Moralists were not long in condemning cinema as the tap-root of every kind of delinquency. Cinema owners protested virtue: one kept an eight-foot-long poster across his box office: ‘CLEAN AND MORAL PICTURES. Prices – 2d. and 4d.’ In our district the Primitive Methodist chapel, recently bankrupt and closed, blossomed almost overnight into the ‘Kinema’. There during the first weeks would-be patrons of its twopenny seats literally fought each night for entrance and tales of crushed ribs and at least two broken limbs shocked the neighbourhood. In the beginning cinema managers, following the social custom of the theatre, made the error of grading seats, with the most expensive near the screen and the cheapest at the back of the house.
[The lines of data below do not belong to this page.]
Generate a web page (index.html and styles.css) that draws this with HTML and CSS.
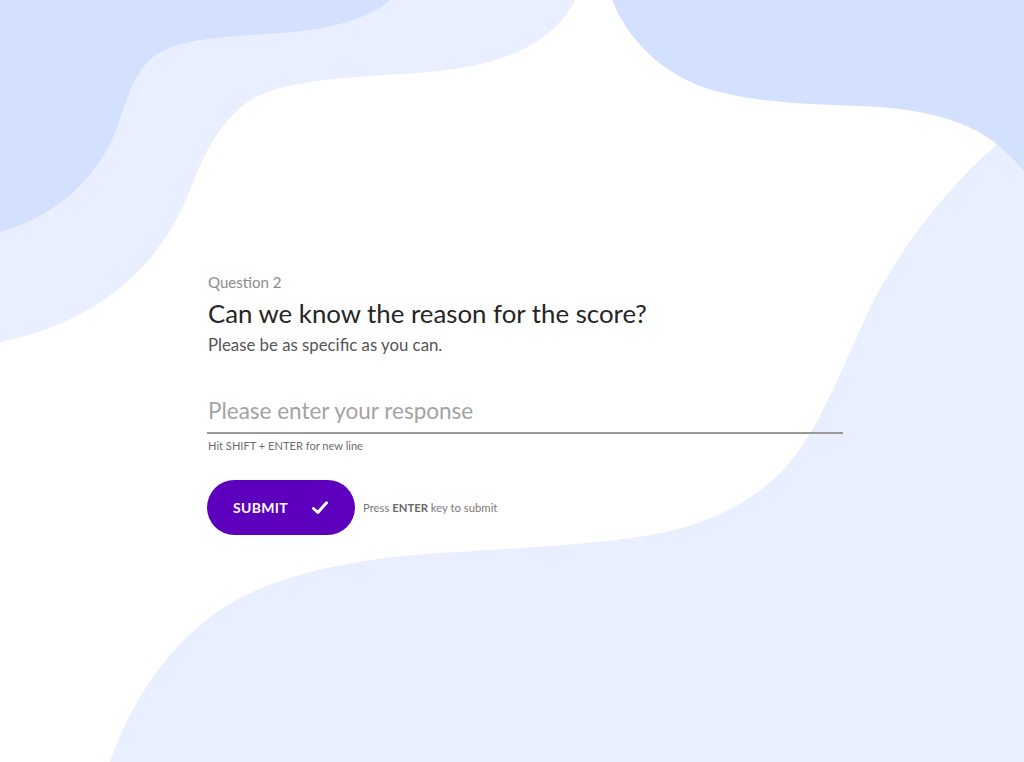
FILE: index.html
```html
<!DOCTYPE html>
<html lang="en">
<head>
<meta charset="utf-8">
<title>Question 2</title>
<link rel="stylesheet" href="styles.css">
</head>
<body>
<div class="page">
  <svg class="bg" width="1024" height="762" viewBox="0 0 1024 762" aria-hidden="true">
    <path class="light" d="M0 0 H575 C555 40 510 65 430 72 C360 77 300 78 260 95 C225 112 205 150 190 190 C165 255 110 320 0 342 Z"/>
    <path class="dark" d="M0 0 H390 C365 22 320 31 268 34 C215 37 175 40 153 57 C135 72 128 95 118 125 C100 175 60 215 0 232 Z"/>
    <path class="light" d="M1024 125 C1015 132 1006 137 997 144 C940 195 890 260 860 330 C835 385 815 435 785 468 C755 500 710 525 650 535 C590 545 520 548 440 553 C360 558 290 572 240 598 C180 630 135 690 110 762 H1024 Z"/>
    <path class="dark" d="M612 0 C630 45 670 80 720 92 C760 102 800 104 860 106 C920 108 970 120 1000 147 C1010 156 1018 163 1024 172 V0 Z"/>
  </svg>
  <main class="form">
    <div class="qnum">Question 2</div>
    <h1 class="title">Can we know the reason for the score?</h1>
    <p class="desc">Please be as specific as you can.</p>
    <div class="field">
      <div class="placeholder">Please enter your response</div>
    </div>
    <div class="hint">Hit SHIFT + ENTER for new line</div>
    <div class="actions">
      <button class="submit" type="button">
        <span>SUBMIT</span>
        <svg class="check" width="16" height="14" viewBox="0 0 16 14" aria-hidden="true"><path d="M1.5 7.5 L5.8 11.5 L14.5 1.8" fill="none" stroke="#fff" stroke-width="3" stroke-linecap="round" stroke-linejoin="round"/></svg>
      </button>
      <div class="enter">Press <b>ENTER</b> key to submit</div>
    </div>
  </main>
</div>
</body>
</html>
```

FILE: styles.css
```css
html, body {
  margin: 0;
  padding: 0;
}
body {
  font-family: Lato, "Noto Sans", sans-serif;
  background: #ffffff;
}
.page {
  position: relative;
  width: 1024px;
  height: 762px;
  overflow: hidden;
}
.bg {
  position: absolute;
  left: 0;
  top: 0;
}
.bg .dark { fill: #d3e0fe; }
.bg .light { fill: #e9effe; }
.form {
  position: relative;
  width: 636px;
  margin-left: 207px;
  padding-top: 272px;
  display: flex;
  flex-direction: column;
}
.qnum {
  font-size: 15px;
  color: #8c8c8c;
  line-height: 20px;
  padding-left: 1px;
}
.title {
  margin: 5px 0 0;
  font-size: 25.8px;
  font-weight: 400;
  color: #262626;
  line-height: 32px;
  padding-left: 1px;
}
.desc {
  margin: 5px 0 0;
  font-size: 16.8px;
  color: #555555;
  line-height: 22px;
  padding-left: 1px;
}
.field {
  margin-top: 39px;
  border-bottom: 2px solid #9a9a9a;
  padding-bottom: 5px;
}
.placeholder {
  font-size: 22.5px;
  color: #a3a3a3;
  line-height: 32px;
  padding-left: 1px;
}
.hint {
  margin-top: 5px;
  font-size: 11.1px;
  color: #6e6e6e;
  line-height: 14px;
  padding-left: 1px;
}
.actions {
  margin-top: 27px;
  display: flex;
  align-items: center;
  gap: 8px;
}
.submit {
  width: 148px;
  height: 55px;
  border: none;
  border-radius: 28px;
  background: #5c00bd;
  color: #ffffff;
  font-family: Lato, "Noto Sans", sans-serif;
  font-weight: 700;
  font-size: 14px;
  letter-spacing: 0.3px;
  display: flex;
  align-items: center;
  padding: 0 27px 0 26px;
  justify-content: space-between;
}
.check {
  display: block;
}
.enter {
  font-size: 11.3px;
  color: #7a7a7a;
}
.enter b {
  color: #6a6a6a;
  font-weight: 700;
}
```
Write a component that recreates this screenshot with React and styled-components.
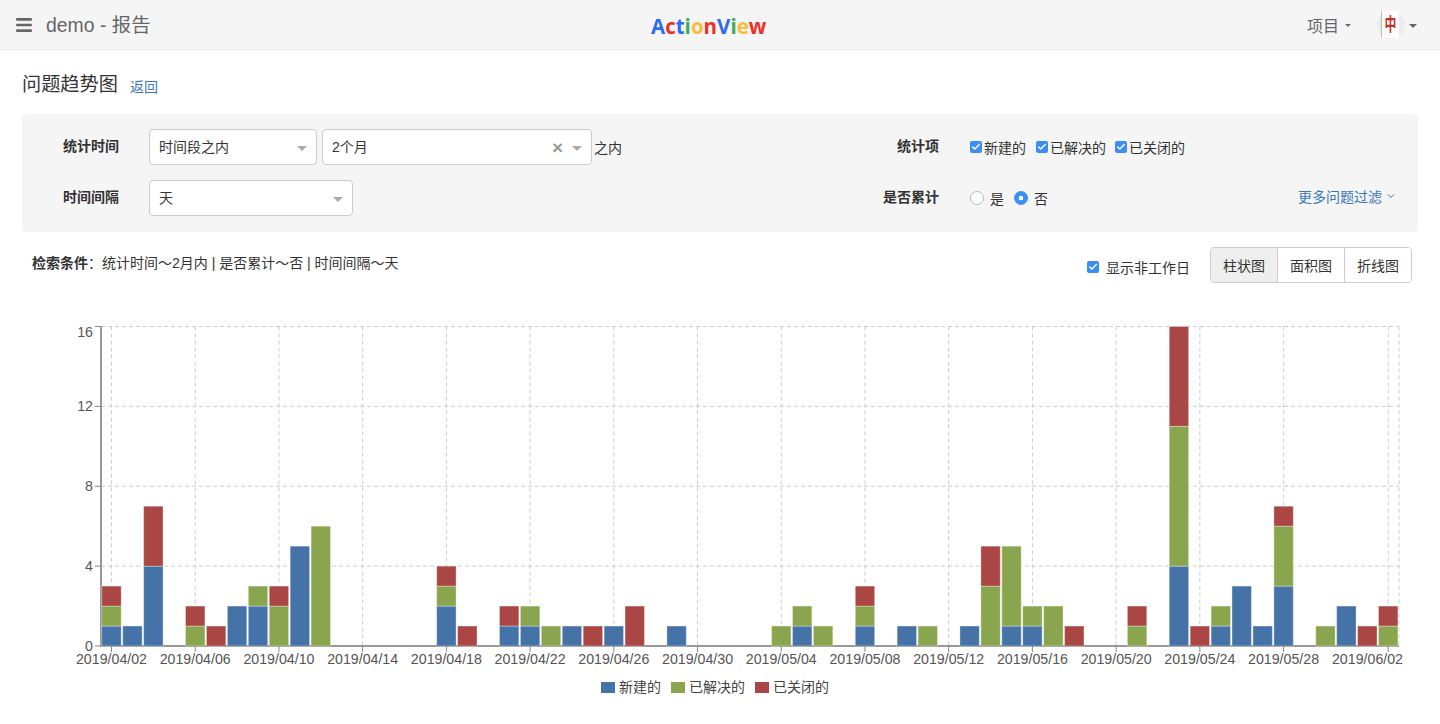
import React from 'react'
import styled, { createGlobalStyle } from 'styled-components'
import { FaBars } from 'react-icons/fa'
import { Check, ChevronDown } from 'lucide-react'

const GlobalStyle = createGlobalStyle`
  html, body { margin: 0; padding: 0; background: #fff; }
  body {
    font-family: "Liberation Sans", "Noto Sans CJK SC", sans-serif;
    font-size: 14px;
    color: #333;
  }
`

const Navbar = styled.nav`
  height: 49px;
  display: flex;
  align-items: center;
  background: #f5f5f5;
  border-bottom: 1px solid #e7e7e7;
`
const NavLeft = styled.div`
  flex: 0 0 651px;
  display: flex;
  align-items: center;
  gap: 15px;
  padding-left: 15px;
  box-sizing: border-box;
  color: #666;
  font-size: 19.4px;
`
const MenuIcon = styled(FaBars)`
  margin-right: -2px;
`
const NavTitle = styled.span`
  margin-top: -3px;
`
const Logo = styled.div`
  font-family: "Open Sans", sans-serif;
  font-weight: 700;
  font-size: 20.5px;
  padding-top: 2px;
`
const LogoLetter = styled.span`
  color: ${(p) => p.$color};
`
const NavRight = styled.div`
  margin-left: auto;
  display: flex;
  align-items: center;
  color: #666;
  font-size: 16px;
  padding-right: 23px;
`
const Caret = styled.span`
  display: inline-block;
  width: 0;
  height: 0;
  margin-left: ${(p) => p.$gap ?? 6}px;
  margin-top: 2px;
  border-left: ${(p) => p.$size || 3.5}px solid transparent;
  border-right: ${(p) => p.$size || 3.5}px solid transparent;
  border-top: ${(p) => p.$size || 3.5}px solid ${(p) => p.$color || '#666'};
`
const Avatar = styled.svg`
  width: 28px;
  height: 28px;
  margin-left: 26px;
  overflow: visible;
`
const Main = styled.main`
  padding: 0 22px;
`
const TitleRow = styled.div`
  display: flex;
  align-items: center;
  gap: 12px;
  height: 64px;
  padding-top: 7px;
  padding-bottom: 1px;
  box-sizing: border-box;
`
const Title = styled.h2`
  margin: 0;
  font-size: 19.2px;
  font-weight: 400;
  line-height: 28px;
`
const LinkText = styled.a`
  color: #3a78b8;
  font-size: 14px;
  display: inline-flex;
  align-items: center;
  gap: 3px;
`
const BackLink = styled(LinkText)`
  margin-top: 2px;
`
const FilterPanel = styled.section`
  display: grid;
  grid-template-columns: 97px 630px 130px 1fr;
  column-gap: 30px;
  row-gap: 15px;
  padding: 15px 21px 16px 0;
  background: #f5f5f5;
  border-radius: 4px;
`
const FieldLabel = styled.label`
  font-weight: 700;
  text-align: right;
  line-height: 35px;
  color: #333;
`
const Controls = styled.div`
  display: flex;
  align-items: center;
  gap: ${(p) => p.$gap ?? 5}px;
  padding-left: ${(p) => p.$pad || 0}px;
  min-height: 36px;
`
const Select = styled.div`
  width: ${(p) => p.$width}px;
  height: 36px;
  box-sizing: border-box;
  display: flex;
  align-items: center;
  padding: 0 9px;
  background: #fff;
  border: 1px solid #ccc;
  border-radius: 4px;
  color: #333;
`
const SelectValue = styled.span`
  flex: 1;
  margin-top: -3px;
`
const Clear = styled.span`
  color: #999;
  font-size: 19px;
  font-weight: 700;
  line-height: 1;
  margin-right: 9px;
`
const Suffix = styled.span`
  margin-left: -3px;
  margin-top: -1px;
`
const CheckItem = styled.span`
  display: inline-flex;
  align-items: center;
  gap: 2px;
  margin-right: ${(p) => p.$mr || 0}px;
`
const CheckBox = styled.span`
  width: 12px;
  height: 12px;
  flex: none;
  display: inline-flex;
  align-items: center;
  justify-content: center;
  border-radius: 2px;
  background: #3b8ff3;
  color: #fff;
`
const RadioItem = styled.span`
  display: inline-flex;
  align-items: center;
  gap: 6px;
  margin-right: 10px;
  margin-top: -1px;
`
const Radio = styled.span`
  width: 14px;
  height: 14px;
  flex: none;
  box-sizing: border-box;
  border-radius: 50%;
  background: ${(p) => (p.$on ? 'radial-gradient(circle, #fff 0 2px, #3b8ff3 2.6px)' : '#fff')};
  border: 1px solid ${(p) => (p.$on ? '#3b8ff3' : '#bbb')};
`
const MoreLink = styled(LinkText)`
  margin-left: auto;
  margin-bottom: 4px;
`
const Toolbar = styled.div`
  display: flex;
  justify-content: space-between;
  align-items: flex-start;
  margin-top: 15px;
  padding: 0 6px 0 10px;
`
const Conditions = styled.div`
  line-height: 18px;
  padding-top: 7px;
`
const ViewTools = styled.div`
  display: flex;
  align-items: center;
  gap: 20px;
`
const NonWorkday = styled(CheckItem)`
  gap: 7px;
  padding-top: 4px;
`
const ButtonGroup = styled.div`
  display: flex;
  height: 36px;
  box-sizing: border-box;
  border: 1px solid #ccc;
  border-radius: 4px;
  overflow: hidden;
`
const GroupButton = styled.button`
  width: ${(p) => (p.$first ? 66 : 67)}px;
  padding: 0;
  border: 0;
  border-left: ${(p) => (p.$first ? '0' : '1px solid #ccc')};
  background: ${(p) => (p.$active ? '#eee' : '#fff')};
  color: #333;
  font: inherit;
`
const ChartSvg = styled.svg`
  display: block;
  margin-top: 17px;
`
const TickText = styled.text`
  font-size: 14.2px;
  fill: #555;
`
const Legend = styled.div`
  display: flex;
  justify-content: center;
  gap: 10px;
  margin-top: 4px;
  padding-right: 10px;
  line-height: 16px;
  color: #444;
`
const LegendItem = styled.span`
  display: inline-flex;
  align-items: center;
  gap: 4px;
`
const Swatch = styled.span`
  width: 14px;
  height: 11px;
  background: ${(p) => p.$color};
`

const LOGO = [
  ['A', '#2a6df4'], ['c', '#ee3024'], ['t', '#2a6df4'], ['i', '#46a85a'], ['o', '#fbbc3c'],
  ['n', '#ee3024'], ['V', '#2a6df4'], ['i', '#46a85a'], ['e', '#fbbc3c'], ['w', '#ee3024'],
]

const BLUE = '#4572a7'
const GREEN = '#89a54e'
const RED = '#aa4643'

// day index -> [new, resolved, closed]
const DATA = {
  0: [1, 1, 1], 1: [1, 0, 0], 2: [4, 0, 3], 4: [0, 1, 1], 5: [0, 0, 1], 6: [2, 0, 0], 7: [2, 1, 0],
  8: [0, 2, 1], 9: [5, 0, 0], 10: [0, 6, 0], 16: [2, 1, 1], 17: [0, 0, 1], 19: [1, 0, 1], 20: [1, 1, 0],
  21: [0, 1, 0], 22: [1, 0, 0], 23: [0, 0, 1], 24: [1, 0, 0], 25: [0, 0, 2], 27: [1, 0, 0], 32: [0, 1, 0],
  33: [1, 1, 0], 34: [0, 1, 0], 36: [1, 1, 1], 38: [1, 0, 0], 39: [0, 1, 0], 41: [1, 0, 0], 42: [0, 3, 2],
  43: [1, 4, 0], 44: [1, 1, 0], 45: [0, 2, 0], 46: [0, 0, 1], 49: [0, 1, 1], 51: [4, 7, 5], 52: [0, 0, 1],
  53: [1, 1, 0], 54: [3, 0, 0], 55: [1, 0, 0], 56: [3, 3, 1], 58: [0, 1, 0], 59: [2, 0, 0], 60: [0, 0, 1],
  61: [0, 1, 1],
}

const X_TICKS = [
  [0, '2019/04/02'], [4, '2019/04/06'], [8, '2019/04/10'], [12, '2019/04/14'], [16, '2019/04/18'],
  [20, '2019/04/22'], [24, '2019/04/26'], [28, '2019/04/30'], [32, '2019/05/04'], [36, '2019/05/08'],
  [40, '2019/05/12'], [44, '2019/05/16'], [48, '2019/05/20'], [52, '2019/05/24'], [56, '2019/05/28'],
  [61, '2019/06/02'],
]

const LEFT = 101
const RIGHT = 1399
const ZERO = 646
const UNIT = 19.97
const xOf = (i) => 111.5 + i * 20.93
const yOf = (v) => ZERO - v * UNIT

const Chart = () => (
  <ChartSvg width="1396" height="375" viewBox="22 300 1396 375">
    {[4, 8, 12, 16].map((v) => (
      <line key={v} x1={LEFT} x2={RIGHT} y1={yOf(v)} y2={yOf(v)} stroke="#ccc" strokeDasharray="4 3" />
    ))}
    {X_TICKS.map(([i]) => (
      <line key={i} x1={xOf(i)} x2={xOf(i)} y1={yOf(16)} y2={ZERO} stroke="#ccc" strokeDasharray="4 3" />
    ))}
    <line x1={RIGHT} x2={RIGHT} y1={yOf(16)} y2={ZERO} stroke="#ccc" strokeDasharray="4 3" />
    <line x1={LEFT} x2={LEFT} y1={yOf(16)} y2={ZERO + 1} stroke="#999" strokeWidth="2" />
    <line x1={LEFT} x2={RIGHT} y1={ZERO} y2={ZERO} stroke="#999" strokeWidth="2" />
    {Object.entries(DATA).map(([i, [a, b, c]]) => {
      const x = xOf(Number(i)) - 9.7
      return (
        <g key={i} stroke="#fff" strokeOpacity="0.35">
          {a > 0 && <rect x={x} y={yOf(a)} width="19.4" height={a * UNIT} fill={BLUE} />}
          {b > 0 && <rect x={x} y={yOf(a + b)} width="19.4" height={b * UNIT} fill={GREEN} />}
          {c > 0 && <rect x={x} y={yOf(a + b + c)} width="19.4" height={c * UNIT} fill={RED} />}
        </g>
      )
    })}
    {[0, 4, 8, 12, 16].map((v) => (
      <g key={v}>
        <line x1={LEFT - 6} x2={LEFT} y1={yOf(v)} y2={yOf(v)} stroke="#888" />
        <TickText x={LEFT - 8} y={v === 16 ? 337 : yOf(v) + 5} textAnchor="end">{v}</TickText>
      </g>
    ))}
    {X_TICKS.map(([i, label]) => (
      <g key={label}>
        <line x1={xOf(i)} x2={xOf(i)} y1={ZERO} y2={ZERO + 6} stroke="#888" />
        {i === 61
          ? <TickText x={1403} y={664} textAnchor="end">{label}</TickText>
          : <TickText x={xOf(i)} y={664} textAnchor="middle">{label}</TickText>}
      </g>
    ))}
  </ChartSvg>
)

const CheckOption = ({ label, mr }) => (
  <CheckItem $mr={mr}>
    <CheckBox><Check size={10} strokeWidth={3.5} /></CheckBox>
    {label}
  </CheckItem>
)

const App = () => (
  <>
    <GlobalStyle />
    <Navbar>
      <NavLeft>
        <MenuIcon size={18} />
        <NavTitle>demo - 报告</NavTitle>
      </NavLeft>
      <Logo>
        {LOGO.map(([ch, color], i) => (
          <LogoLetter key={i} $color={color}>{ch}</LogoLetter>
        ))}
      </Logo>
      <NavRight>
        项目<Caret />
        <Avatar viewBox="0 0 28 28">
          <circle cx="14" cy="14" r="14" fill="#ececec" />
          <rect x="4" y="0" width="18" height="27" fill="#fff" />
          <line x1="4.5" y1="0" x2="4.5" y2="27" stroke="#bbb" />
          <text transform="translate(13.5 20) scale(0.85 1.3)" textAnchor="middle" fontSize="14" fontWeight="700" fontFamily="Noto Sans CJK SC" fill="#c9302c">中</text>
        </Avatar>
        <Caret $gap={4} $size={4} />
      </NavRight>
    </Navbar>
    <Main>
      <TitleRow>
        <Title>问题趋势图</Title>
        <BackLink>返回</BackLink>
      </TitleRow>
      <FilterPanel>
        <FieldLabel>统计时间</FieldLabel>
        <Controls>
          <Select $width={168}>
            <SelectValue>时间段之内</SelectValue>
            <Caret $color="#aaa" $size={5} />
          </Select>
          <Select $width={270}>
            <SelectValue>2个月</SelectValue>
            <Clear>×</Clear>
            <Caret $color="#aaa" $size={5} $gap={0} />
          </Select>
          <Suffix>之内</Suffix>
        </Controls>
        <FieldLabel>统计项</FieldLabel>
        <Controls $gap={0} $pad={1}>
          <CheckOption label="新建的" mr={10} />
          <CheckOption label="已解决的" mr={9} />
          <CheckOption label="已关闭的" />
        </Controls>
        <FieldLabel>时间间隔</FieldLabel>
        <Controls>
          <Select $width={204}>
            <SelectValue>天</SelectValue>
            <Caret $color="#aaa" $size={5} />
          </Select>
        </Controls>
        <FieldLabel>是否累计</FieldLabel>
        <Controls $gap={0} $pad={1}>
          <RadioItem><Radio />是</RadioItem>
          <RadioItem><Radio $on />否</RadioItem>
          <MoreLink>更多问题过滤<ChevronDown size={12} /></MoreLink>
        </Controls>
      </FilterPanel>
      <Toolbar>
        <Conditions>
          <strong>检索条件</strong>：统计时间～2月内 | 是否累计～否 | 时间间隔～天
        </Conditions>
        <ViewTools>
          <NonWorkday>
            <CheckBox><Check size={10} strokeWidth={3.5} /></CheckBox>
            显示非工作日
          </NonWorkday>
          <ButtonGroup>
            <GroupButton $first $active>柱状图</GroupButton>
            <GroupButton>面积图</GroupButton>
            <GroupButton>折线图</GroupButton>
          </ButtonGroup>
        </ViewTools>
      </Toolbar>
      <Chart />
      <Legend>
        <LegendItem><Swatch $color={BLUE} />新建的</LegendItem>
        <LegendItem><Swatch $color={GREEN} />已解决的</LegendItem>
        <LegendItem><Swatch $color={RED} />已关闭的</LegendItem>
      </Legend>
    </Main>
  </>
)

export default App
For a short time the rabble lolled in comfort along the rear rows while their betters, paying three times as much, suffered cricked necks and eye strain in front. Caste and culture forbade mixing. A sudden change-over one evening, without warning, at all the local cinemas caused much bitterness and class recrimination. By 1913 our borough still retained its four theatres, but already thirteen premises had been licensed under the Cinematograph Act.

Yet silent films for all their joys presented the unlettered with a problem unknown in theatres – the printed word. Often in the early days of cinema, captions broke into the picture with explanations long, sententious and stage-ridden. To bypass this difficulty the short-sighted and illiterate would take children along to act as readers. In this capacity I saw my own first film. When the picture gave place to print on the screen a muddled Greek chorus of children’s voices rose from the benches, piping above the piano music. To hear them crash in unison on a polysyllable became for literate elders an entertainment in itself. At the cinema many an ill-educated adult received cheap and regular instruction with his pleasure, and some eventually picked up enough to dispense with their tutors. Yet in spite of all the aids to culture and learning, unknown fifty years before – compulsory education, free libraries, the spate of cheap print, the miles of postered hoarding, and the cinema, the brightest lure of all – among the lower working class a mass of illiterates, solid and sizeable, still remained.